The book, then, features rich writing, engaging historical stories, lively and beautiful songs, and interesting and useful themes for children.

I do have some reservations about Puck of Pook's Hill. First, Kipling's history is male-centered. Although Una is a spunky girl, there is not a single positive female actor in his historical tales, and the most important relationships are between men, especially soldiers fighting the good fight. Where is Boudica or Elizabeth, or even a baker's wife or a midwife? Second, to prevent Una and Dan from chattering about Puck to grownups, which would result in the children being made to see a doctor, Kipling has Puck erase their memories after each tale and before each teatime. The mind-wipe contrivance conflicts with Kipling's obvious desire to communicate the interesting and important and relevant nature of history. Finally, unlike all the other songs, "The Children's Song" that closes the book contains much didactic patriotic messaging, as in the last stanza:
Land of our Birth, our faith, our pride,
For whose dear sake our fathers died;
O Motherland, we pledge to thee
Head, heart and hand through the years to be.

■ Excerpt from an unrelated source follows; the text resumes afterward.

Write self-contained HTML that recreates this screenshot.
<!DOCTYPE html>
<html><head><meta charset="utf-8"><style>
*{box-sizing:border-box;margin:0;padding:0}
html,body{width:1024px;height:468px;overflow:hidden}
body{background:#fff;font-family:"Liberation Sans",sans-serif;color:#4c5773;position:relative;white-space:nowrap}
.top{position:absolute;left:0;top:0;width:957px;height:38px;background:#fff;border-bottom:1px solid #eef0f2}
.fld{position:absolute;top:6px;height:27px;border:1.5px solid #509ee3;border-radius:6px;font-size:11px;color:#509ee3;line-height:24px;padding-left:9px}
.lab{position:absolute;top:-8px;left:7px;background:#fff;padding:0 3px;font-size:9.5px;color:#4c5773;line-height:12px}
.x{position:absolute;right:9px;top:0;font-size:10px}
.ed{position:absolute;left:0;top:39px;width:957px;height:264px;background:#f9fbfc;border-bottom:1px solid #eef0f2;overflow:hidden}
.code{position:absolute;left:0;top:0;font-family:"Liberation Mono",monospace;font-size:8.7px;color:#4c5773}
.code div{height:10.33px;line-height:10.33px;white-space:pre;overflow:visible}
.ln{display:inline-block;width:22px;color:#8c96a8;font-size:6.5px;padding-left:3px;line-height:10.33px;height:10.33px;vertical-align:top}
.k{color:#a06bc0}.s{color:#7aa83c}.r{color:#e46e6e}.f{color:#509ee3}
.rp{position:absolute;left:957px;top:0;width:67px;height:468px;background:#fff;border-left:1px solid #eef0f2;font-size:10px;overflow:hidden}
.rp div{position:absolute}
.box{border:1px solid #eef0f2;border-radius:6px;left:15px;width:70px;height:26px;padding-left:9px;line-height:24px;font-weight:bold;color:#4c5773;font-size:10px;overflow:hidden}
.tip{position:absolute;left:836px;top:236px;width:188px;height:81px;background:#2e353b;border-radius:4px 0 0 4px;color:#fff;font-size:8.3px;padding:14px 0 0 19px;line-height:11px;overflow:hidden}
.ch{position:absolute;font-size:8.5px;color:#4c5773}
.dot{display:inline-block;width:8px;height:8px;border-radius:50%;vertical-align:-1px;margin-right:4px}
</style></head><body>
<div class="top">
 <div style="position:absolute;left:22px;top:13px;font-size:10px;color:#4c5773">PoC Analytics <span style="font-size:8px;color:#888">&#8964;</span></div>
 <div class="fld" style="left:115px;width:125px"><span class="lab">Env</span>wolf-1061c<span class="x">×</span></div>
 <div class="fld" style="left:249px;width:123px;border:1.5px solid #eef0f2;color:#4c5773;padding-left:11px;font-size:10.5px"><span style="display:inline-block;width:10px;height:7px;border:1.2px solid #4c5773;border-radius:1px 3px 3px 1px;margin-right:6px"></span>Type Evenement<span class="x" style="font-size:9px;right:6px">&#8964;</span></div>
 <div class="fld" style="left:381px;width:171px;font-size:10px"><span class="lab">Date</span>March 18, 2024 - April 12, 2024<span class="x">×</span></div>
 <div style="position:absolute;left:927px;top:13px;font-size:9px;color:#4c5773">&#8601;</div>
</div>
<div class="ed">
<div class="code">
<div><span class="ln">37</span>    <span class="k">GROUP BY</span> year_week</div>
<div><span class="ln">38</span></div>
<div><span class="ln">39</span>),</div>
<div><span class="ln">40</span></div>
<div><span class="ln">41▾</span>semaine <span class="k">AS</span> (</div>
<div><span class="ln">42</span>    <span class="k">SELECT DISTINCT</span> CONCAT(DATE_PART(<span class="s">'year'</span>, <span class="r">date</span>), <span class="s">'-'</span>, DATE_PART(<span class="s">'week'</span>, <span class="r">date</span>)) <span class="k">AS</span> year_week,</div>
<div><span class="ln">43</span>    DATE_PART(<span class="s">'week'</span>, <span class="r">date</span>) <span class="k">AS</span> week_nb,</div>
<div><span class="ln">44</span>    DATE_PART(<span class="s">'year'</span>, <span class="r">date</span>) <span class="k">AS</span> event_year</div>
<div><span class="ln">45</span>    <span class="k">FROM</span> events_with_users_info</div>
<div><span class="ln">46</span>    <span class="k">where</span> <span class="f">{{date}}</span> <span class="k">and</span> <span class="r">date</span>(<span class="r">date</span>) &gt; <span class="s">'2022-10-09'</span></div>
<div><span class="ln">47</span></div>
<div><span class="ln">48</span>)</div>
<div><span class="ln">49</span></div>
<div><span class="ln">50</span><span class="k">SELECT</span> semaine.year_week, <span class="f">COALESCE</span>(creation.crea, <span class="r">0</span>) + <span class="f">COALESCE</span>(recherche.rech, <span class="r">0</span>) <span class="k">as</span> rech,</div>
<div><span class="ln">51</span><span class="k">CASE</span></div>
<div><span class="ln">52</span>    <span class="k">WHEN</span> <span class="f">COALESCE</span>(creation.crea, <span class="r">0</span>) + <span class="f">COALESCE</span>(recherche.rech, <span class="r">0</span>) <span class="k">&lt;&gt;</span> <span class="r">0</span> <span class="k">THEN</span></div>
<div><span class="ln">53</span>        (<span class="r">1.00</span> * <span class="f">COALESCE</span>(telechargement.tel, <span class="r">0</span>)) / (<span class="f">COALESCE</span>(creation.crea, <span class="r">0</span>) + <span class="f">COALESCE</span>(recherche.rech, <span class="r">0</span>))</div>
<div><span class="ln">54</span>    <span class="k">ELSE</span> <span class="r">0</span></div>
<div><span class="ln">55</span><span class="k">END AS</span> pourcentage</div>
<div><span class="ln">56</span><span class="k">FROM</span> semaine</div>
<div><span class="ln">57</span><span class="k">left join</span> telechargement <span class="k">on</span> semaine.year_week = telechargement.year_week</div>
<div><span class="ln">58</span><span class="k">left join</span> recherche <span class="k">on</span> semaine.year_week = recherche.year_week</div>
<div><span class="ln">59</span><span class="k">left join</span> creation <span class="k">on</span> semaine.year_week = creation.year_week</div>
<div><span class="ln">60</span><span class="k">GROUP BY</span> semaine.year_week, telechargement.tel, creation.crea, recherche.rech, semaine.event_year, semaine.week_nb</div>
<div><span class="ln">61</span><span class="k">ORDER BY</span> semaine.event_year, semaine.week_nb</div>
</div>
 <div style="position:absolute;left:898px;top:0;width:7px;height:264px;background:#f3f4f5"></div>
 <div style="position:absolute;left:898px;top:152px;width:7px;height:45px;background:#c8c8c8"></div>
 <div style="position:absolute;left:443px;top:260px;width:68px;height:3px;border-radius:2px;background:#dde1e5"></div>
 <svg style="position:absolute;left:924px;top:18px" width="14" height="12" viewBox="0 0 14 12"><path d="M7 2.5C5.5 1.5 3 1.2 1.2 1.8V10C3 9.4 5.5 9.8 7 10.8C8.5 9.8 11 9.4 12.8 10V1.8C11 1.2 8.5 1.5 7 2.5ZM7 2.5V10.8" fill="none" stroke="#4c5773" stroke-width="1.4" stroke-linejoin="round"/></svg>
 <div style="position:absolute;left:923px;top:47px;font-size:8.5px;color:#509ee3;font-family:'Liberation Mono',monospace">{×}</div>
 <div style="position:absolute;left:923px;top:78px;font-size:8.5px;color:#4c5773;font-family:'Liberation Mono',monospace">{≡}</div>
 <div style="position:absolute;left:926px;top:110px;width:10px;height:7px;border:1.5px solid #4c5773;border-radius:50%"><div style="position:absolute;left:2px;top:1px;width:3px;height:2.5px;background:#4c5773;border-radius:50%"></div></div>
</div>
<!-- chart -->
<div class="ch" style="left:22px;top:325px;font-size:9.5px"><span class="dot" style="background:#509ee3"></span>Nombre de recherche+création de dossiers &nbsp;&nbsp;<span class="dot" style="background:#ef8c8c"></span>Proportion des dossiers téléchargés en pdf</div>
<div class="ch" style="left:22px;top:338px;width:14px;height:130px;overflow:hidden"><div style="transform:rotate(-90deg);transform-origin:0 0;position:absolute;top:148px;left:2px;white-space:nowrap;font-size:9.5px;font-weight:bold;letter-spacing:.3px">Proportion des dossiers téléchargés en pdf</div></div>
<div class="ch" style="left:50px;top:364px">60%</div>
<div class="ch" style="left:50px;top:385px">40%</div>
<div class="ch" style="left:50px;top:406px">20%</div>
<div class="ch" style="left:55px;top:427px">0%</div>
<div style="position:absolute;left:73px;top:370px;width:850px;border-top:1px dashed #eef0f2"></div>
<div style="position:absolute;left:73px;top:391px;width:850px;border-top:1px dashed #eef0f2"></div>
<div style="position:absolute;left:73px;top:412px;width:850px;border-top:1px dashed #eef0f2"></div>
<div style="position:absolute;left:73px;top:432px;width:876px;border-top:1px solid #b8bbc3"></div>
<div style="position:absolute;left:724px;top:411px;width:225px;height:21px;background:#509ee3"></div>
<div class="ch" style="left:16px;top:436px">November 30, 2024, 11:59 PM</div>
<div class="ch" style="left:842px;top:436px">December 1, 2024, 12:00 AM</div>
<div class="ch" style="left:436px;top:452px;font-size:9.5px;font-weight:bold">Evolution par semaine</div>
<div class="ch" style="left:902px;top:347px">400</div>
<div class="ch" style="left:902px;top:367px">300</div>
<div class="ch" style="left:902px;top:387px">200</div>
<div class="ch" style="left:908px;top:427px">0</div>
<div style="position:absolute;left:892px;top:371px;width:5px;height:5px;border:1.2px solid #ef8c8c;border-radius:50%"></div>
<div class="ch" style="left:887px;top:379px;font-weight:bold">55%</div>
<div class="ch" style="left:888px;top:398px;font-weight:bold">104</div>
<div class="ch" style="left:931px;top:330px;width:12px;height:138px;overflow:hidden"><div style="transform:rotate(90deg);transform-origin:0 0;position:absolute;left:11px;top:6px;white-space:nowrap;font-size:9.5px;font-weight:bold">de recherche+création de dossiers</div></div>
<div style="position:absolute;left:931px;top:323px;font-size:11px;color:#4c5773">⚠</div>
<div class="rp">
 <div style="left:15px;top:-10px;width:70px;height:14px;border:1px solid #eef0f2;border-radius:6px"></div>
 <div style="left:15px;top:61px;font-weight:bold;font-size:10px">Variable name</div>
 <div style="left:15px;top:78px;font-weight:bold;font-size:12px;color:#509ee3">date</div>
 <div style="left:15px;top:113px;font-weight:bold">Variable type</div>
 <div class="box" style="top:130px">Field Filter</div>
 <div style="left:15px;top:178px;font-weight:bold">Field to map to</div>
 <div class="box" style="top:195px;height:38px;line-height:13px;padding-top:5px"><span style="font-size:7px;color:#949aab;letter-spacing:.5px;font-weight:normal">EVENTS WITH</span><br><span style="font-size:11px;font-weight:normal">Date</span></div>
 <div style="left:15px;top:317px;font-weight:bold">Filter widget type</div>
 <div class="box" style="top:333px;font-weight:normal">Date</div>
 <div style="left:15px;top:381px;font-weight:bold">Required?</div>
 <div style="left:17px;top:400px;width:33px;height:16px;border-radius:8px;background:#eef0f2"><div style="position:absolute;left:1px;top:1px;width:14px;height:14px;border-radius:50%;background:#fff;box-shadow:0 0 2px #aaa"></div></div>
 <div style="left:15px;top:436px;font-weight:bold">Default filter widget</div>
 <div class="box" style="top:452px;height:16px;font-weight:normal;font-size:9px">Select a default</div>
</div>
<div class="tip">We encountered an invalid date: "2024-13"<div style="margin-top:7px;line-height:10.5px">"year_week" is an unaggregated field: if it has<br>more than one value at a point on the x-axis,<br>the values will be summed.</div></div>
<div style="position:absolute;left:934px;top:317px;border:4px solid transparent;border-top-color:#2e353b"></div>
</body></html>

That's the kind of thing that Kipling detractors focus on when they condemn him for being a pro-empire, white-man's burden writer.

My reservations notwithstanding, I did enjoy Puck of Pook's Hill, and recommend it to readers interested in British history, Kipling's work, and stories designed to make children more curious and active about their history, world, and fellow human beings.

About this illustrated kindle version, I didn't notice (m)any typos and the old illustrations are attractive.

0 of 0 people found the following review helpful.
Kipling 1
By Michelle Scutt
I loved this as a child, but never realised the immense amount of English history that it portrayed, it is still as vibrant and interesting as when it gave me my first introduction to Kipling.